If investors can overcome the psychological albatross that is “pure tariff chaos” and assuming cold-hearted markets continue to view the (very real) prospect of war with Iran as largely immaterial absent a transmission mechanism to corporate bottom lines, there’s some potential for a new equity melt-up.
This is about flows more than it is fundamentals, but anyone who knows modern market structure knows flows can be all that matter on short-term horizons.
The figure below gives you a sense of relative demand for near-term downside equity protection: We’re looking at 100%ile on a two-year lookback.
Suffice to say investors are hedged. Indeed, as Nomura’s Charlie McElligott wrote, they’re “over-hedged,” as evidenced not only by the steep SPX skew shown above, but by steep VIX call skew. Hold that latter thought.
This comes even as hedge funds have cut their exposure amid generalized angst around AI disruption risk, private credit concerns, tariff uncertainty and geopolitical friction. So: The market’s over-hedged and under-exposed.
The figures on the top row, below, show you three-month skew across the US benchmarks, while the figures on the bottom row show you call skew which, as you’d expect in an environment where market participants are over-hedged on the downside, is bombed out.
McElligott’s color-coded annotations do all the talking, but do note the bit that isn’t highlighted: Premium income strategies are a source of vol supply.
Part and parcel of the “destroyed” call skew is overwriting from the ever-expanding AUM of retail products which offer attenuated (i.e., capped) exposure to equity upside where the cap is an income-generating, sold call. There’s stop-in potential there.
“It’s not just the over-owned index downside that can roast and bleed-out on a spot equities rally,” McElligott wrote. “It’s also the under-owned right-tail, with OTM call-sellers potentially acting as ‘buyers higher’ into a spot rally.”

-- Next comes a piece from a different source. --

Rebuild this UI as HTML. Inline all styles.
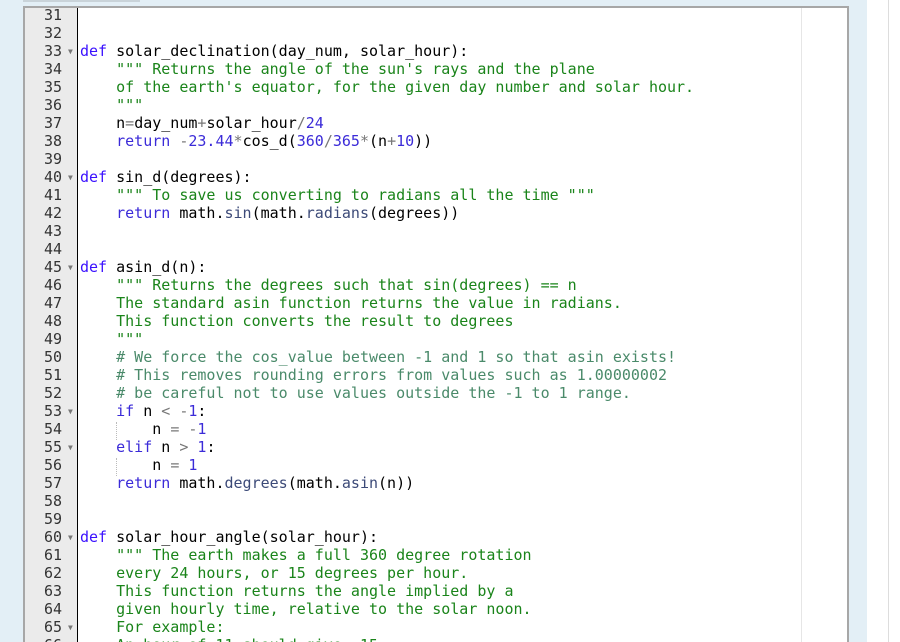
<!DOCTYPE html>
<html><head><meta charset="utf-8"><style>
html,body{margin:0;width:900px;height:642px;overflow:hidden;}
body{background:#fff;position:relative;font-family:"DejaVu Sans Mono","Liberation Mono",monospace;}
.bg{position:absolute;left:0;top:0;width:867px;height:642px;background:#e3eff6;}
.tab{position:absolute;left:23px;top:0;width:117px;height:2px;background:#c9d3d9;}
.rl{position:absolute;left:888px;top:0;width:1px;height:642px;background:#ddd;}
.ed{position:absolute;left:23px;top:6px;width:822px;height:636px;border:2px solid #a7a7a7;border-bottom:none;background:#fff;overflow:hidden;}
.gut{position:absolute;left:0;top:0;width:52px;height:100%;background:#ebebeb;border-right:1px solid #000;}
.pm{position:absolute;left:776px;top:0;width:1px;height:100%;background:#e6e6e6;}
.ln{position:absolute;left:0;width:37px;text-align:right;font-size:15px;color:#333;line-height:18px;}
.fd{position:absolute;left:43px;font-size:8px;color:#777;line-height:18px;}
.code{position:absolute;left:55px;top:0;font-size:15px;line-height:18px;white-space:pre;color:#000;}
.k{color:#3b2bd8}.d{color:#3a10ff}.s{color:#1a841a}.n{color:#3b2bd8}.o{color:#777}.c{color:#4a8a6a}.f{color:#3c4a78}
.g{position:absolute;left:91px;width:0;border-left:1px dotted #bbb;}
</style></head><body>
<div class="bg"></div><div class="tab"></div><div class="rl"></div>
<div class="ed">
<div class="gut"></div>
<div class="pm"></div>
<div style="position:absolute;top:-2px;left:0;width:52px">
<div class="ln" style="top:0">31</div><div class="ln" style="top:18px">32</div><div class="ln" style="top:36px">33</div><div class="ln" style="top:54px">34</div><div class="ln" style="top:72px">35</div><div class="ln" style="top:90px">36</div><div class="ln" style="top:108px">37</div><div class="ln" style="top:126px">38</div><div class="ln" style="top:144px">39</div><div class="ln" style="top:162px">40</div><div class="ln" style="top:180px">41</div><div class="ln" style="top:198px">42</div><div class="ln" style="top:216px">43</div><div class="ln" style="top:234px">44</div><div class="ln" style="top:252px">45</div><div class="ln" style="top:270px">46</div><div class="ln" style="top:288px">47</div><div class="ln" style="top:306px">48</div><div class="ln" style="top:324px">49</div><div class="ln" style="top:342px">50</div><div class="ln" style="top:360px">51</div><div class="ln" style="top:378px">52</div><div class="ln" style="top:396px">53</div><div class="ln" style="top:414px">54</div><div class="ln" style="top:432px">55</div><div class="ln" style="top:450px">56</div><div class="ln" style="top:468px">57</div><div class="ln" style="top:486px">58</div><div class="ln" style="top:504px">59</div><div class="ln" style="top:522px">60</div><div class="ln" style="top:540px">61</div><div class="ln" style="top:558px">62</div><div class="ln" style="top:576px">63</div><div class="ln" style="top:594px">64</div><div class="ln" style="top:612px">65</div><div class="ln" style="top:630px">66</div>
<div class="fd" style="top:37px">▼</div><div class="fd" style="top:163px">▼</div><div class="fd" style="top:253px">▼</div><div class="fd" style="top:397px">▼</div><div class="fd" style="top:433px">▼</div><div class="fd" style="top:523px">▼</div><div class="fd" style="top:613px">▼</div>
</div>
<div class="g" style="top:414px;height:18px"></div><div class="g" style="top:450px;height:18px"></div>
<div class="code" style="top:-2px">

<span class="d">def</span> solar_declination(day_num, solar_hour):
    <span class="s">""" Returns the angle of the sun's rays and the plane</span>
<span class="s">    of the earth's equator, for the given day number and solar hour.</span>
<span class="s">    """</span>
    n<span class="o">=</span>day_num<span class="o">+</span>solar_hour<span class="o">/</span><span class="n">24</span>
    <span class="k">return</span> <span class="o">-</span><span class="n">23.44</span><span class="o">*</span>cos_d(<span class="n">360</span><span class="o">/</span><span class="n">365</span><span class="o">*</span>(n<span class="o">+</span><span class="n">10</span>))

<span class="d">def</span> sin_d(degrees):
    <span class="s">""" To save us converting to radians all the time """</span>
    <span class="k">return</span> math.<span class="f">sin</span>(math.<span class="f">radians</span>(degrees))


<span class="d">def</span> asin_d(n):
    <span class="s">""" Returns the degrees such that sin(degrees) == n</span>
<span class="s">    The standard asin function returns the value in radians.</span>
<span class="s">    This function converts the result to degrees</span>
<span class="s">    """</span>
    <span class="c"># We force the cos_value between -1 and 1 so that asin exists!</span>
    <span class="c"># This removes rounding errors from values such as 1.00000002</span>
    <span class="c"># be careful not to use values outside the -1 to 1 range.</span>
    <span class="k">if</span> n <span class="o">&lt;</span> <span class="o">-</span><span class="n">1</span>:
        n <span class="o">=</span> <span class="o">-</span><span class="n">1</span>
    <span class="k">elif</span> n <span class="o">&gt;</span> <span class="n">1</span>:
        n <span class="o">=</span> <span class="n">1</span>
    <span class="k">return</span> math.<span class="f">degrees</span>(math.<span class="f">asin</span>(n))


<span class="d">def</span> solar_hour_angle(solar_hour):
    <span class="s">""" The earth makes a full 360 degree rotation</span>
<span class="s">    every 24 hours, or 15 degrees per hour.</span>
<span class="s">    This function returns the angle implied by a</span>
<span class="s">    given hourly time, relative to the solar noon.</span>
<span class="s">    For example:</span>
<span class="s">    An hour of 11 should give -15</span>
</div>
</div>
</body></html>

And then there’s the above-mentioned VIX calls. The real convexity lives in the VIX complex. The more investors “substitute” VIX calls for SPX puts when it comes to hedging crash risk, the more “oomph,” so to speak, in a scenario where vol resets lower. As Charlie put it, “the VIX motion is kinetic at the ends of its spectrum, tending to overshoot ‘up,’ of course, but then too getting slapped-down quickly as well.”
Circling back, this is all about flows, and it’s easy enough to dismiss as too esoteric to ponder and parse on days when the financial media’s churning out headlines like, “Dow slides as selloff ramps up following Trump’s global tariff hike.” But the point is to give you a sense of the behind-the-scenes structural setup. It’s about “if-thens.”
“If we can get spot equities to stabiliz[e], popular VIX calls [can] melt and have plenty of room to go lower,” McElligott said, summing it up. That, in turn, would “knock into the virtuous feedback loop” where there’s “delta-to-buy in equities futures as hedges roast, vol-scalers mechanically need to add back exposure as VIX resets lower and under-exposed investors risk turning ‘buyers highers,’ potentially bidding-up cheap calls.”




It’s called buy the dip 😉
Love these flow pieces.
SPX is down a measly 170 pts from the highs…what dip are you talking about
Agree with Wave Dash. Thanks for posting these.
Realizing that this analysis is short term focused, I’m curious what the longer-term charts look like. Just in case we are at the beginning of some sea changes which may weaken the forces and flows which have underpinned much of the recent rallies.
Specifically, if the AI cannonball continues to erode the massive and unrelentless share buybacks. As you’ve rightfully reminded us, buybacks are the largest source of buying. By a large measure.
If I’m honest, flows explain all but the longest of long-term price action. If your investment horizon’s “forever” (which, ironically, mine generally is), then nothing except starting valuation matters. Anything short of “forever” demands an understanding of flow dynamics and, more specifically, market structure.
This reminds me of an investing discussion I was having with a couple gentlemen during a two-week rafting trip down the Grand Canyon. I told them I was looking for long-term returns. They asked how long the long-term was. I said I guess it was when I was pronounced dead. They found that answer to be unsatisfying.